Children are a gift.  I am so thankful that this mom chose life for these kids.  It would have been very easy to chose otherwise.  In the end, she was unable to provide for them herself.  As we sat down with her, she shared her heart and what she knew she had to do for her children.
Trying to keep it all together, she sat with us in a private room and told us she was now willing to have us be her kids' parents forever.  She wanted these four to be together forever without the risk of the state choosing otherwise.  What do you say to a mom whose heart is breaking?  I could not feel her pain, but I did feel sorry for her hurt.  
Both the bio mom and dad spent time with their lawyers and then stood before the judge to make their decision final.  Friend, that is not an easy thing, nor should it be.  There is a litany of questions presented to them to make sure that this is a personal decision they know is forever.  There was no going back.  
I will not forget their faces as the bio parents walked out of the courtroom.  Alone.  No longer rightful parents.  Oh my heart!  I still feel it as I write this a week later.  

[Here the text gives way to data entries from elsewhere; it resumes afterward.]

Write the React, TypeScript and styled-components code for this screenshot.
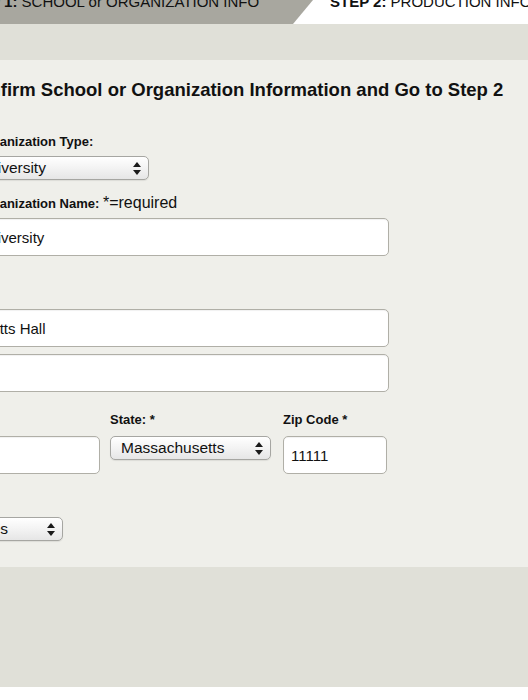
import styled, { createGlobalStyle } from 'styled-components';

const GlobalStyle = createGlobalStyle`
	html,
	body {
		margin: 0;
		padding: 0;
		background: #fff;
		overflow: hidden;
	}
	body {
		font-family: 'Liberation Sans', Arial, Helvetica, sans-serif;
		color: #111;
	}
	* {
		box-sizing: border-box;
	}
`;

const Page = styled.div`
	width: 900px;
	margin: -12px 0 0 -139px;
`;

const TabBar = styled.div`
	display: flex;
	height: 36px;
	background: #fff;
`;

const Tab = styled.div<{ $done?: boolean }>`
	height: 100%;
	padding-top: 6px;
	font-size: 15px;
	line-height: 16px;
	text-transform: uppercase;
	color: #111;
	white-space: nowrap;
	${({ $done }) =>
		$done
			? `
		width: 462px;
		padding-left: 100px;
		background: #a8a79f;
		clip-path: polygon(0 0, 100% 0, calc(100% - 30px) 100%, 0 100%);
	`
			: `
		padding-left: 7px;
	`}

	b {
		font-weight: 700;
	}
	em {
		font-style: normal;
		text-transform: none;
	}
`;

const Stage = styled.div`
	background: #e0e0d8;
	padding: 36px 0 120px;
`;

const Panel = styled.section`
	background: #efefea;
	padding: 18px 40px 26px;
`;

const Heading = styled.h2`
	margin: 0 0 32px;
	font-size: 18.5px;
	line-height: 24px;
	font-weight: 700;
	white-space: nowrap;
`;

const Form = styled.div`
	display: flex;
	flex-direction: column;
	margin-left: 12px;
`;

const Field = styled.div<{ $gap?: number }>`
	display: flex;
	flex-direction: column;
	margin-top: ${({ $gap }) => $gap ?? 0}px;
`;

const Label = styled.label<{ $space?: number }>`
	display: block;
	margin-bottom: ${({ $space }) => $space ?? 6}px;
	font-size: 13px;
	line-height: 16px;
	font-weight: 700;
	white-space: nowrap;

	span {
		font-size: 16px;
		font-weight: 400;
	}
`;

const TextInput = styled.input<{ $width: number }>`
	width: ${({ $width }) => $width}px;
	height: 38px;
	padding: 0 7px;
	border: 1px solid #b0afa7;
	border-radius: 5px;
	background: #fff;
	box-shadow: inset 0 1px 1px rgba(0, 0, 0, 0.06);
	font-family: 'Liberation Sans', Arial, sans-serif;
	font-size: 15px;
	color: #111;
	outline: none;
`;

const StackedInput = styled(TextInput)`
	margin-top: 7px;
`;

const SelectBox = styled.div<{ $width: number; $inset?: number }>`
	display: flex;
	align-items: center;
	justify-content: space-between;
	width: ${({ $width }) => $width}px;
	height: 24px;
	padding: 0 7px 0 ${({ $inset }) => $inset ?? 10}px;
	border: 1px solid #a6a6a2;
	border-radius: 5px;
	background: linear-gradient(#ffffff, #f3f3f3 50%, #e6e6e6);
	box-shadow: 0 1px 1px rgba(0, 0, 0, 0.08);
	font-size: 15.5px;
	color: #111;
	white-space: nowrap;
`;

const Row = styled.div`
	display: flex;
	align-items: flex-start;
	gap: 10px;
	margin-top: 20px;
`;

const Cell = styled.div<{ $after?: number }>`
	display: flex;
	flex-direction: column;
	margin-right: ${({ $after }) => $after ?? 0}px;
`;

function Arrows() {
	return (
		<svg width="8" height="13" viewBox="0 0 8 13" aria-hidden="true">
			<polygon points="0,5 4,0 8,5" fill="#1a1a1a" />
			<polygon points="0,8 4,13 8,8" fill="#1a1a1a" />
		</svg>
	);
}

function Select({ value, width, inset }: { value: string; width: number; inset?: number }) {
	return (
		<SelectBox $width={width} $inset={inset} role="combobox">
			<span>{value}</span>
			<Arrows />
		</SelectBox>
	);
}

export default function App() {
	return (
		<>
			<GlobalStyle />
			<Page>
				<TabBar>
					<Tab $done>
						<b>Step 1:</b> School <em>or</em> Organization Info
					</Tab>
					<Tab>
						<b>Step 2:</b> Production Info
					</Tab>
				</TabBar>
				<Stage>
					<Panel>
						<Heading>Please Confirm School or Organization Information and Go to Step 2</Heading>
						<Form>
							<Field>
								<Label>School or Organization Type:</Label>
								<Select value="College/University" width={236} inset={7} />
							</Field>
							<Field $gap={15}>
								<Label>
									School or Organization Name: <span>*=required</span>
								</Label>
								<TextInput $width={476} defaultValue="Harvard University" />
							</Field>
							<Field $gap={31}>
								<Label>Address: *</Label>
								<TextInput $width={476} defaultValue="Room 4 Watts Hall" />
								<StackedInput $width={476} defaultValue="" />
							</Field>
							<Row>
								<Cell>
									<Label $space={8}>City: *</Label>
									<TextInput $width={187} defaultValue="Cambridge" />
								</Cell>
								<Cell $after={2}>
									<Label $space={8}>State: *</Label>
									<Select value="Massachusetts" width={161} />
								</Cell>
								<Cell>
									<Label $space={8}>Zip Code *</Label>
									<TextInput $width={104} defaultValue="11111" />
								</Cell>
							</Row>
							<Field $gap={21}>
								<Label>Country: *</Label>
								<Select value="United States" width={150} inset={1} />
							</Field>
						</Form>
					</Panel>
				</Stage>
			</Page>
		</>
	);
}
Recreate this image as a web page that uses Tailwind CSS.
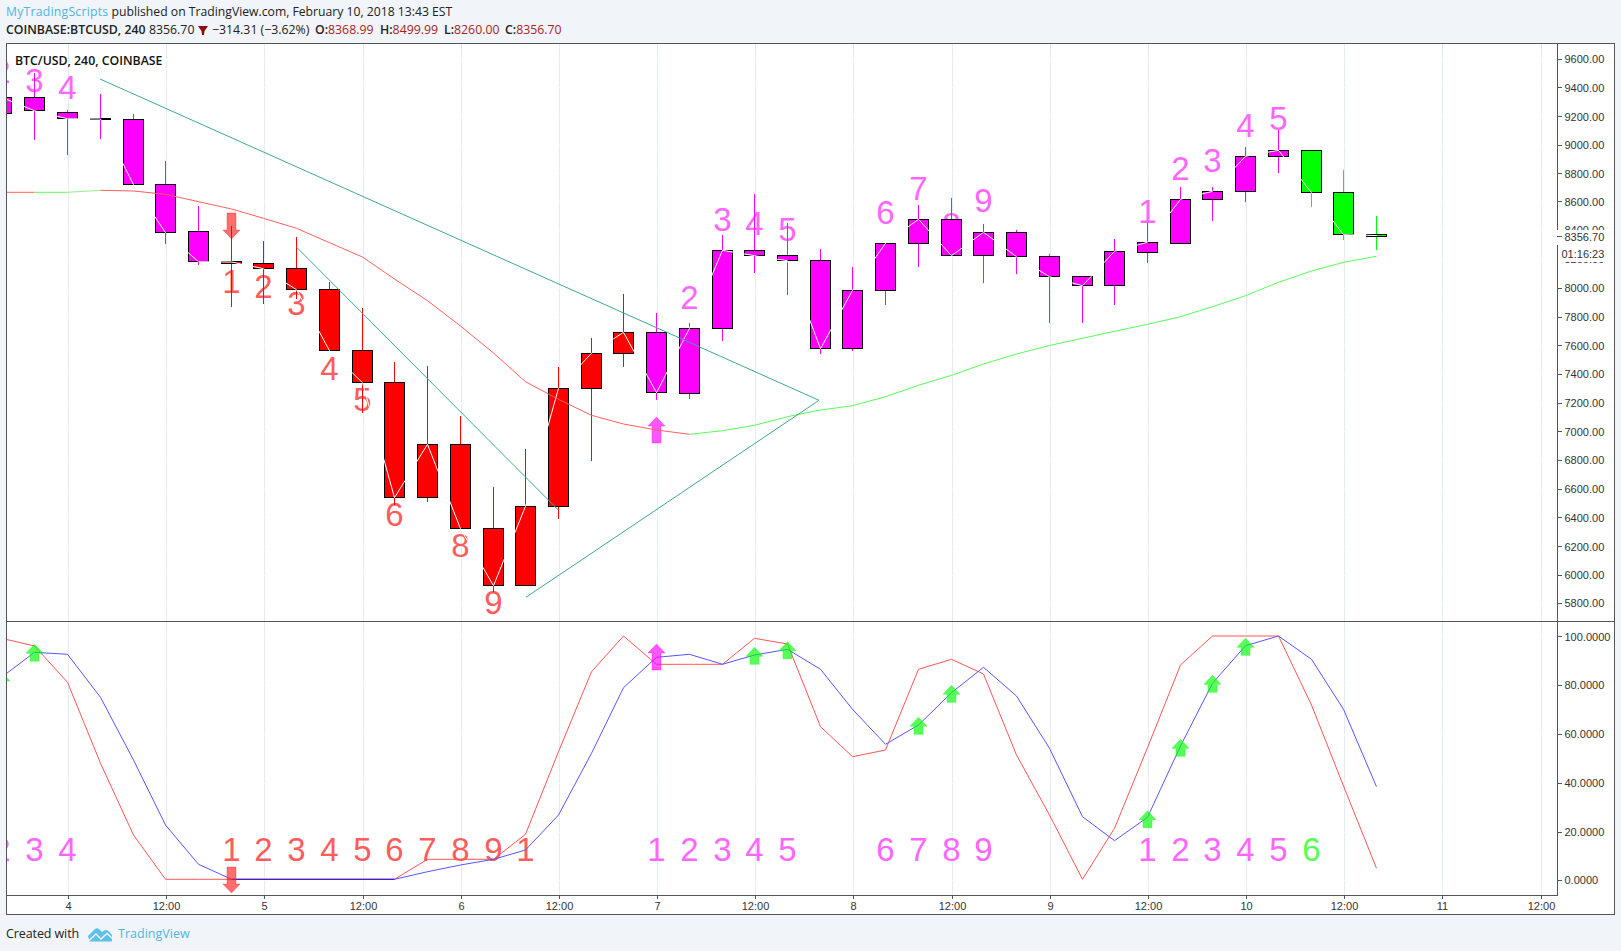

It was all done before lunch.  Finished.  "Parental rights terminated."
We had asked God for this.  Many friends and family around the world were praying diligently for God's will be clear.  So then, why did I fell numb?  Was it the process of loss that reached deep into my heart?  I had a cordial relationship with this mom.   Now, my heart hurt even more for her. My prayer became more, "Lord, now that she is at the bottom, without anything, may she look up to you and realize you are all she needs."  


As we made the news public, FB exploded and we were thankful we had unlimited texting.  It was an exciting day to say the least.  We now saw a light at the end of this long tunnel.  April is the goal date for our adoption day where we will offically be a familly of ten.